One oft-repeated line by GMA’s propaganda machinery is that we should all “stop the political bickering” and unite behind her presidency, so that the government and public could focus on coping with the worsening economic crisis and mass poverty.

Okay, let us grant her wish for once – at least for today, in this editorial space.

Actually, the people’s movement has long been pushing for three key demands by way of urgent economic relief, even as it went full-gear in echoing the widespread public demand for GMA to resign.
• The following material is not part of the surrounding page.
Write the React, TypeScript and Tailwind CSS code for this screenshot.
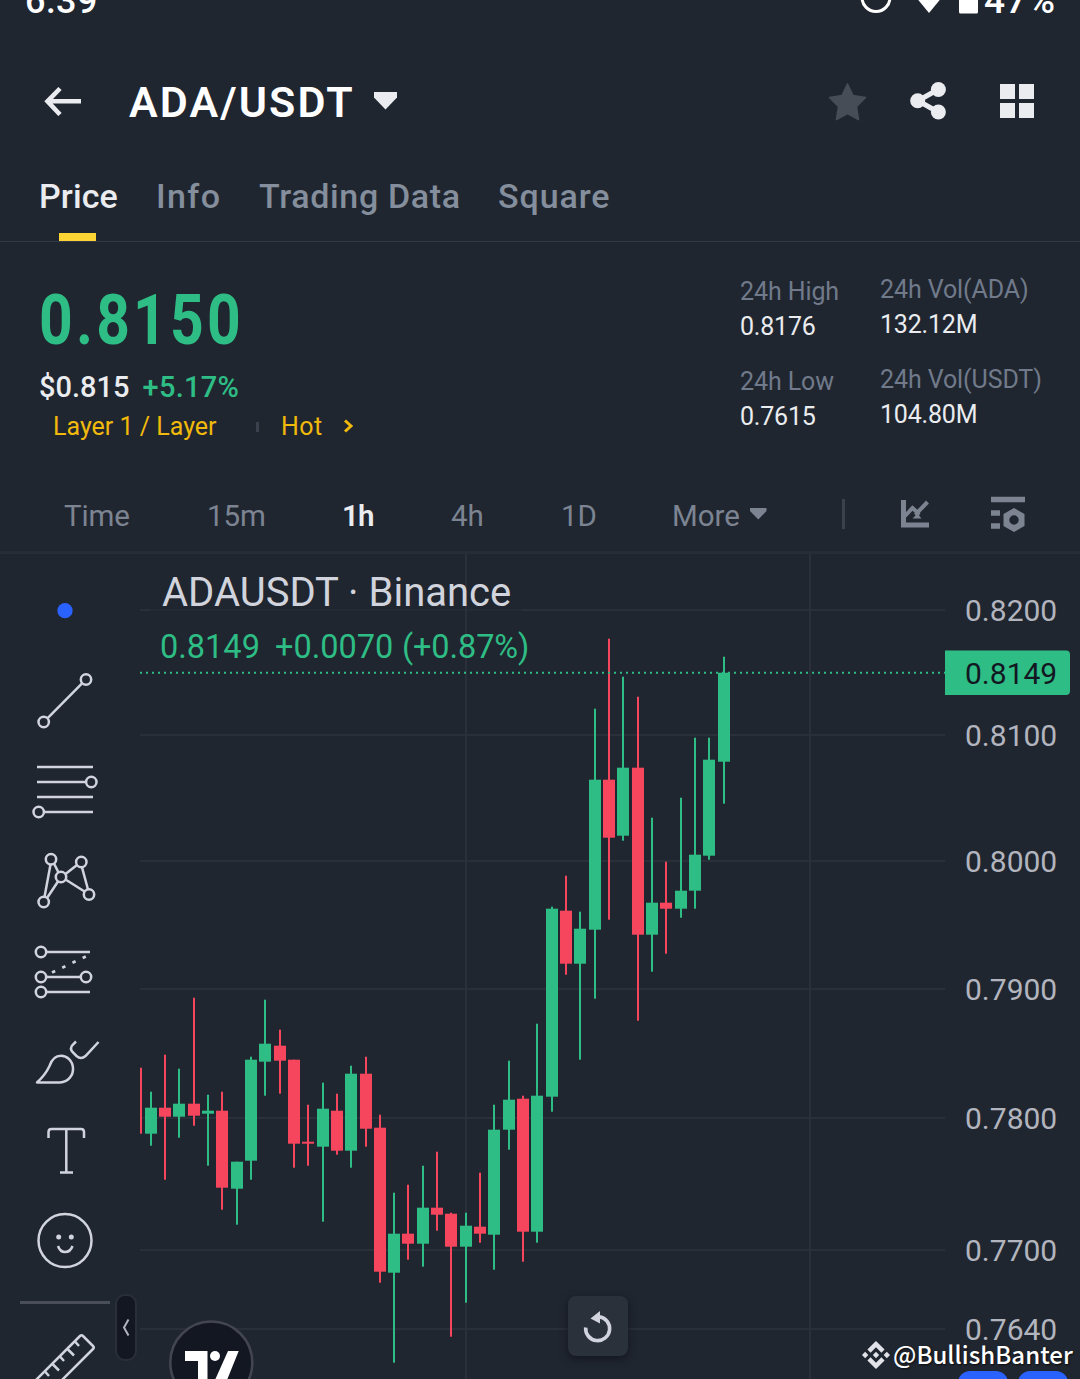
import { useState } from "react";
import type { ReactNode } from "react";
import { SiBinance } from "react-icons/si";

const UP = "#2ebd85";
const DOWN = "#f6465d";

// [x, high, low, body top, body bottom, direction]
type Candle = [number, number, number, number, number, "u" | "d"];

const candles: Candle[] = [
  [151, 1092, 1146, 1108, 1134, "u"],
  [165, 1055, 1180, 1108, 1117, "d"],
  [179, 1069, 1138, 1104, 1117, "u"],
  [194, 998, 1126, 1104, 1116, "d"],
  [208, 1095, 1166, 1111, 1114, "u"],
  [222, 1092, 1210, 1111, 1188, "d"],
  [237, 1162, 1225, 1162, 1189, "u"],
  [251, 1057, 1180, 1060, 1161, "u"],
  [265, 1000, 1096, 1044, 1062, "u"],
  [280, 1030, 1094, 1046, 1061, "d"],
  [294, 1060, 1168, 1060, 1144, "d"],
  [308, 1105, 1166, 1142, 1144, "d"],
  [323, 1083, 1222, 1109, 1147, "u"],
  [337, 1094, 1155, 1111, 1151, "d"],
  [351, 1066, 1168, 1074, 1151, "u"],
  [366, 1057, 1147, 1074, 1129, "d"],
  [380, 1115, 1283, 1128, 1272, "d"],
  [394, 1193, 1363, 1234, 1273, "u"],
  [408, 1185, 1260, 1234, 1244, "d"],
  [423, 1166, 1267, 1208, 1244, "u"],
  [437, 1152, 1231, 1208, 1215, "d"],
  [451, 1213, 1337, 1214, 1247, "d"],
  [466, 1213, 1303, 1226, 1247, "u"],
  [480, 1173, 1243, 1227, 1234, "d"],
  [494, 1105, 1270, 1130, 1235, "u"],
  [509, 1061, 1150, 1100, 1130, "u"],
  [523, 1096, 1262, 1099, 1232, "d"],
  [537, 1024, 1243, 1096, 1232, "u"],
  [552, 907, 1112, 909, 1097, "u"],
  [566, 876, 975, 911, 964, "d"],
  [580, 912, 1060, 929, 964, "u"],
  [595, 709, 999, 780, 930, "u"],
  [609, 639, 920, 780, 838, "d"],
  [623, 677, 841, 768, 836, "u"],
  [638, 697, 1021, 768, 935, "d"],
  [652, 818, 972, 903, 935, "u"],
  [666, 862, 954, 903, 909, "d"],
  [681, 798, 918, 891, 909, "u"],
  [695, 738, 909, 855, 891, "u"],
  [709, 738, 860, 760, 856, "u"],
  [724, 657, 804, 673, 762, "u"],
];

const priceLevels = [
  { label: "0.8200", y: 610 },
  { label: "0.8100", y: 735 },
  { label: "0.8000", y: 861 },
  { label: "0.7900", y: 989 },
  { label: "0.7800", y: 1118 },
  { label: "0.7700", y: 1250 },
  { label: "0.7640", y: 1329 },
];

const tabs = [
  { name: "Price", width: "w-[79px]", text: "tracking-[0.1px]" },
  { name: "Info", width: "w-[65px]", text: "tracking-[1.4px]" },
  { name: "Trading Data", width: "w-[201px]", text: "tracking-[0.65px]" },
  { name: "Square", width: "w-[112px]", text: "tracking-[0.9px]" },
];

const intervals = [
  { name: "Time", width: "w-[143px]" },
  { name: "15m", width: "w-[135px]" },
  { name: "1h", width: "w-[109px]" },
  { name: "4h", width: "w-[110px]" },
  { name: "1D", width: "w-[111px]" },
];

function StatusBar() {
  return (
    <div className="-mt-[19px] flex h-10 items-center pl-[25px] text-white">
      <span className="w-[835px] text-[36px] font-medium leading-10 tracking-[0.5px]">6:39</span>
      <svg width="120" height="40" viewBox="860 -19 120 40" className="block">
        <circle cx="876" cy="-2.5" r="14" fill="none" stroke="#fff" strokeWidth="3" />
        <path d="M915 -4 L929 13 L943 -4 Z" fill="#fff" />
        <rect x="959" y="-16" width="19" height="29.5" rx="1.5" fill="#fff" />
      </svg>
      <span className="ml-1 text-[37px] font-medium leading-10 tracking-[0.8px]">47%</span>
    </div>
  );
}

function Header() {
  return (
    <header className="mt-5 flex h-[120px] items-center pl-[44px] pr-[46px]">
      <svg width="38" height="30" viewBox="44 86 38 30">
        <path d="M81 101.3H48M60 88.5L47.5 101.3L60 114.5" fill="none" stroke="#eaecef" strokeWidth="4.6" />
      </svg>
      <h1 className="ml-[47px] w-[230px] whitespace-nowrap pt-[2px] text-[43px] font-semibold leading-[50px] tracking-[2.1px] text-white">
        ADA/USDT
      </h1>
      <svg width="24" height="18" viewBox="374 92 24 18" className="ml-[15px]">
        <path d="M374 92H397V97.5L385.5 109.5L374 97.5Z" fill="#eaecef" />
      </svg>
      <div className="ml-auto flex items-center">
        <svg width="40" height="40" viewBox="828 81 40 40">
          <path
            d="M847.5 84L853 95.5L865.5 97.5L856.5 106.5L858.5 119.5L847.5 113.5L836.5 119.5L838.5 106.5L829.5 97.5L842 95.5Z"
            fill="#474d57"
            stroke="#474d57"
            strokeWidth="1.6"
            strokeLinejoin="round"
          />
        </svg>
        <svg width="38" height="40" viewBox="909 81 38 40" className="ml-[41px]">
          <path d="M938 89.5L918 100.7L938 112" fill="none" stroke="#eaecef" strokeWidth="5" />
          <circle cx="917.7" cy="100.7" r="7.5" fill="#eaecef" />
          <circle cx="938.4" cy="89.5" r="7.5" fill="#eaecef" />
          <circle cx="938.4" cy="112" r="7.5" fill="#eaecef" />
        </svg>
        <div className="ml-[53px] grid grid-cols-2 gap-1">
          <span className="size-[15px] bg-[#eaecef]" />
          <span className="size-[15px] bg-[#eaecef]" />
          <span className="size-[15px] bg-[#eaecef]" />
          <span className="size-[15px] bg-[#eaecef]" />
        </div>
      </div>
    </header>
  );
}

function Tabs() {
  const [active, setActive] = useState("Price");

  return (
    <nav className="flex h-[81px] gap-[38px] border-b border-[#333a45] pl-[39px]">
      {tabs.map((tab) => (
        <button
          key={tab.name}
          onClick={() => setActive(tab.name)}
          className={`relative h-[80px] whitespace-nowrap pb-[10px] text-left text-[34px] font-medium ${tab.width} ${tab.text} ${
            active === tab.name ? "text-[#eaecef]" : "text-[#848e9c]"
          }`}
        >
          {tab.name}
          {active === tab.name && (
            <span className="absolute bottom-0 left-5 h-2 w-[37px] bg-[#fcd535]" />
          )}
        </button>
      ))}
    </nav>
  );
}

function Stat({ label, value }: { label: string; value: string }) {
  return (
    <div className="whitespace-nowrap text-[25px] leading-[35px]">
      <p className="tracking-[-0.1px] text-[#707a8a]">{label}</p>
      <p className="tracking-[-0.2px] text-[#eaecef]">{value}</p>
    </div>
  );
}

function PriceSummary() {
  return (
    <section className="flex h-[238px]">
      <div className="w-[701px] pl-[39px] pt-[42px]">
        <p className="origin-left scale-x-[0.84] text-[70px] font-bold leading-[72px] tracking-[3.8px] text-[#2ebd85]">
          0.8150
        </p>
        <div className="mt-[13px] flex gap-[13px] text-[29px] font-medium leading-[36px]">
          <span className="text-[#eaecef]">$0.815</span>
          <span className="tracking-[0.3px] text-[#2ebd85]">+5.17%</span>
        </div>
        <div className="mt-1 flex items-center pl-[14px] text-[25px] leading-[36px] text-[#f0b90b]">
          <span className="w-[203px]">Layer 1 / Layer</span>
          <span className="h-[10px] w-[3px] bg-[#3b414c]" />
          <span className="ml-[22px] w-[62px] tracking-[0.4px]">Hot</span>
          <svg width="12" height="16" viewBox="343 419 12 16">
            <path d="M345 420.5L351 426L345 431.5" fill="none" stroke="#f0b90b" strokeWidth="3" />
          </svg>
        </div>
      </div>
      <div className="flex pl-[39px]">
        <div className="flex w-[140px] flex-col gap-5 pt-[32px]">
          <Stat label="24h High" value="0.8176" />
          <Stat label="24h Low" value="0.7615" />
        </div>
        <div className="flex flex-col gap-5 pt-[30px]">
          <Stat label="24h Vol(ADA)" value="132.12M" />
          <Stat label="24h Vol(USDT)" value="104.80M" />
        </div>
      </div>
    </section>
  );
}

function IntervalBar() {
  const [active, setActive] = useState("1h");

  return (
    <div className="flex h-[74px] items-center border-b-[3px] border-[#272d37] pl-[64px] text-[29.5px] text-[#7c8492]">
      {intervals.map((item) => (
        <button
          key={item.name}
          onClick={() => setActive(item.name)}
          className={`pt-[2px] text-left ${item.width} ${
            active === item.name ? "font-semibold tracking-[-0.8px] text-[#eaecef]" : "tracking-[-0.1px]"
          }`}
        >
          {item.name}
        </button>
      ))}
      <button className="flex w-[170px] items-center justify-between pr-[75px] pt-[2px]">
        More
        <svg width="17" height="12" viewBox="751 507 17 12" className="-mt-1.5 shrink-0">
          <path d="M751 507H767.5V510L759.3 518.5L751 510Z" fill="#7c8492" />
        </svg>
      </button>
      <span className="-mt-1 h-[30px] w-[3px] bg-[#3b414c]" />
      <svg width="30" height="30" viewBox="900 499 30 30" className="-mt-1 ml-[55px]">
        <path d="M903.5 500V525H929" fill="none" stroke="#7c8492" strokeWidth="5" />
        <path d="M905 516L912.5 508L917.5 512.5L927.5 502" fill="none" stroke="#7c8492" strokeWidth="4" />
        <path d="M912.5 518.5H921.5L919 515.5L920.5 513H914L915.5 515.5Z" fill="#7c8492" />
      </svg>
      <svg width="38" height="40" viewBox="990 496 38 40" className="ml-[60px]">
        <path d="M991 499.5H1025M991 513H1000M991 526H1000" stroke="#7c8492" strokeWidth="5.4" />
        <path
          fillRule="evenodd"
          d="M1014 508L1024.5 514V526L1014 532L1003.5 526V514ZM1014 515.3A4.7 4.7 0 1 0 1014 524.7A4.7 4.7 0 1 0 1014 515.3Z"
          fill="#7c8492"
        />
      </svg>
    </div>
  );
}

const tools: { name: string; art: ReactNode }[] = [
  { name: "cursor", art: <circle cx="65" cy="610.7" r="7.6" fill="#2962ff" stroke="none" /> },
  {
    name: "trend line",
    art: (
      <>
        <circle cx="86" cy="679.5" r="5.2" />
        <circle cx="43.7" cy="722" r="5.2" />
        <path d="M82.3 683.2L47.4 718.3" />
      </>
    ),
  },
  {
    name: "fib retracement",
    art: (
      <>
        <path d="M37 767H93M37 782H86M37 797H93M44 812H93" />
        <circle cx="91.3" cy="782" r="5.2" />
        <circle cx="38.7" cy="812" r="5.2" />
      </>
    ),
  },
  {
    name: "pattern",
    art: (
      <>
        <path d="M50.5 864.5L44.5 897M54 863.5L58.5 872.5M58 881.5L47 898M65.5 874L77 865M65.5 879.5L84.5 891.5M82 867.3L88 889.5" />
        <circle cx="51" cy="859.3" r="5.2" />
        <circle cx="81.3" cy="862" r="5.2" />
        <circle cx="61" cy="877" r="5.2" />
        <circle cx="43.7" cy="902" r="5.2" />
        <circle cx="89" cy="894.5" r="5.2" />
      </>
    ),
  },
  {
    name: "forecast",
    art: (
      <>
        <path d="M46.5 952H90M46.5 977H81M46.5 992H90" />
        <path d="M52 972.5L88 955.5" strokeDasharray="3.5 7.8" strokeWidth="2.8" />
        <circle cx="41" cy="952" r="5.2" />
        <circle cx="41" cy="977" r="5.2" />
        <circle cx="86" cy="977" r="5.2" />
        <circle cx="41" cy="992" r="5.2" />
      </>
    ),
  },
  {
    name: "brush",
    art: (
      <>
        <path
          d="M37 1082.5H60C68 1082 73.5 1075.5 73 1068C72.5 1060.5 67 1055.7 61 1055.7C54.5 1055.7 51.5 1060 49.5 1066C46.5 1072.5 42 1078 37 1082.5Z"
          strokeLinejoin="round"
        />
        <path d="M76 1041.5L72.5 1045Q69.5 1048.5 72.5 1052L76.5 1056Q81 1060 85.5 1056L98.5 1042" />
      </>
    ),
  },
  {
    name: "text",
    art: <path d="M48.5 1138V1132Q48.5 1129 51.5 1129H81Q84 1129 84 1132V1138M66.3 1129V1172.5M60 1172.5H73" />,
  },
  {
    name: "emoji",
    art: (
      <>
        <circle cx="65" cy="1240.6" r="26.5" />
        <circle cx="58.7" cy="1237" r="2.5" fill="#d1d4dc" stroke="none" />
        <circle cx="71.3" cy="1237" r="2.5" fill="#d1d4dc" stroke="none" />
        <path d="M58 1246Q60 1252 65 1252Q70.5 1252 72.5 1246" />
      </>
    ),
  },
];

function DrawingToolbar() {
  return (
    <aside className="relative w-[140px] shrink-0 pl-5 pt-3">
      {tools.map((tool, i) => (
        <button key={tool.name} aria-label={tool.name} className="block h-[90px] w-[90px]">
          <svg
            width="90"
            height="90"
            viewBox={`20 ${566 + i * 90} 90 90`}
            fill="none"
            stroke="#d1d4dc"
            strokeWidth="2.5"
          >
            {tool.art}
          </svg>
        </button>
      ))}
      <div className="mt-[15px] h-[3px] w-[90px] bg-[#4a4e59]" />
      <svg width="90" height="75" viewBox="20 1304 90 75" fill="none" stroke="#d1d4dc" strokeWidth="2.5">
        <path d="M34 1382L80 1336Q81.5 1334.5 83 1336L93 1346Q94.5 1347.5 93 1349L59 1383" />
        <path d="M75 1341.5L79 1346M67.5 1349L74 1355.5M60 1356.5L64 1361M52.5 1364L59 1370.5M45 1371.5L49 1376" />
      </svg>
      <button
        aria-label="collapse"
        className="absolute left-[115px] top-[740px] flex h-[67px] w-[22px] items-center justify-center rounded-[10px] border-2 border-[#2a2e39] bg-[#131722]"
      >
        <svg width="8" height="20" viewBox="0 0 8 20">
          <path d="M6.5 1.5L2 9.5L6.5 17.5" fill="none" stroke="#b2b5be" strokeWidth="2" />
        </svg>
      </button>
    </aside>
  );
}

function Chart() {
  return (
    <div className="relative">
      <svg width="940" height="825" viewBox="140 554 940 825" className="block">
        {/* Grid */}
        <g stroke="#2a2f3a" strokeWidth="2">
          {priceLevels.map((level, i) => (
            <path key={level.label} d={i === 0 ? `M140 ${level.y}H150M522 ${level.y}H945` : `M140 ${level.y}H945`} />
          ))}
          <path d="M150 610H522" opacity="0.5" />
          <path d="M466 554V1379M810 554V1379" />
        </g>

        {/* Candles */}
        <g transform="translate(0 -0.3)">
          <rect x="140" y="1068" width="2" height="66" fill={DOWN} />
          {candles.map(([x, high, low, top, bottom, dir]) => (
            <g key={x} fill={dir === "u" ? UP : DOWN}>
              <rect x={x - 1} y={high} width="2" height={low - high} />
              <rect x={x - 6} y={top} width="12" height={bottom - top} />
            </g>
          ))}
        </g>

        {/* Last price */}
        <path d="M140 672.7H945" stroke={UP} strokeWidth="2" strokeDasharray="2 4" />
        <path d="M945 650.5H1066Q1070 650.5 1070 654.5V691Q1070 695 1066 695H945Z" fill={UP} />
        <g fontSize="30" fill="#b2b5be">
          {priceLevels.map((level) => (
            <text key={level.label} x="965" y={level.y + 11}>
              {level.label}
            </text>
          ))}
          <text x="965" y="684" fill="#131722">
            0.8149
          </text>
        </g>

        <rect x="958" y="1371" width="50" height="30" rx="12" fill="#2962ff" />
        <rect x="1018" y="1371" width="50" height="30" rx="12" fill="#2962ff" />

        {/* TradingView badge */}
        <circle cx="211.3" cy="1362.5" r="41" fill="#131722" stroke="#434651" strokeWidth="2.5" />
        <g fill="#fff">
          <path d="M185 1351H207.5V1380H198V1361H185Z" />
          <circle cx="215" cy="1356" r="5" />
          <path d="M228 1351H238.7L227 1380H215Z" />
        </g>
      </svg>

      {/* Legend */}
      <div className="absolute left-[22px] top-[15px] whitespace-nowrap">
        <p className="text-[40px] leading-[48px] text-[#d1d4dc]">ADAUSDT · Binance</p>
        <p className="-ml-[2px] flex text-[32.5px] leading-[60px] text-[#2ebd85]">
          <span className="w-[115px]">0.8149</span>
          <span className="w-[127px]">+0.0070</span>
          <span className="tracking-[-0.1px]">(+0.87%)</span>
        </p>
      </div>

      <button
        aria-label="reset"
        className="absolute left-[428px] top-[742px] size-[60px] rounded-lg bg-[#2a313b] shadow-[0_3px_8px_rgba(10,12,20,0.6)]"
      >
        <svg width="60" height="60" viewBox="568 1296 60 60">
          <path d="M585.7 1327.5A12 12 0 1 0 599 1316.7" fill="none" stroke="#d1d4dc" strokeWidth="3.6" />
          <path d="M590.5 1318.5L600 1311V1323.5Z" fill="#d1d4dc" />
        </svg>
      </button>

      <div className="absolute left-[722px] top-[784px] flex items-center gap-[3px] whitespace-nowrap text-white [text-shadow:1px_1px_2px_rgba(0,0,0,0.7)]">
        <SiBinance className="mt-[2px] size-[28px] text-[#e1e3e8]" />
        <span className="font-['Noto_Sans_CJK_SC',sans-serif] text-[24px] font-medium leading-8 tracking-[0.05px]">
          @BullishBanter
        </span>
      </div>
    </div>
  );
}

export default function App() {
  return (
    <main className="h-[1379px] w-[1080px] overflow-hidden bg-[#202630] font-['Roboto',sans-serif]">
      <StatusBar />
      <Header />
      <Tabs />
      <PriceSummary />
      <IntervalBar />
      <div className="flex h-[825px] overflow-hidden">
        <DrawingToolbar />
        <Chart />
      </div>
    </main>
  );
}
Let us dwell on these three economic demands one by one.

First, impose a moratorium on oil price hikes and scrap RA 8479 (the Downstream Oil Industry Deregulation Act of 1998).

The oil companies’ constant propaganda line, echoed by government apologists, is that they can’t prevent oil price hikes because global oil prices are on the rise and the peso’s forex standing has steadily weakened.

However, independent think-thank IBON has recently shown that local oil companies led by the big three (Petron, Shell and Caltex) have been overpricing their products in the past years, taking advantage of the oil deregulation law (RA 8479) which allows automatic price hikes.

IBON reviewed actual pump price movements from 2000 to 2004, then compared it to price movements of benchmark Dubai crude and forex rates as suggested by the Dept. of Energy itself. IBON found that local oil products have been overpriced by a total of P3.68 per liter for that same period. In the more recent period January – August 2005 alone, overpricing by local oil companies was found to be as high as P2.15 per liter. (For more details of how IBON did its computations, please visit http://www.ibon.org.)

Because of such overpricing, local oil companies were able to accumulate P5.6 billion in extra profits from 2000 to 2004. This is on top of their regular profits, which reached P10.4 billion for Petron, Shell, and Caltex from 2000 to 2003 based on SEC figures. It is very clear that they can easily absorb the impact of reimposed oil price controls.

We therefore join the broad array of people’s organizations in demanding for state intervention in the pricing of local oil products. Immediately, the government can decide to suspend (if not scrap) the oil deregulation law and at least reimpose regulatory measures (if not an outright moratorium) on oil price hikes.

Second, work for immediate debt relief instead of implementing the expanded VAT scheme, to ease the fiscal crisis.

As IBON pointed out: Malacañang claims that the country is losing an estimated P130 million in revenues for each day that the EVAT implementation is delayed. Yet government is spending as much as 14 times this amount just to service its debts.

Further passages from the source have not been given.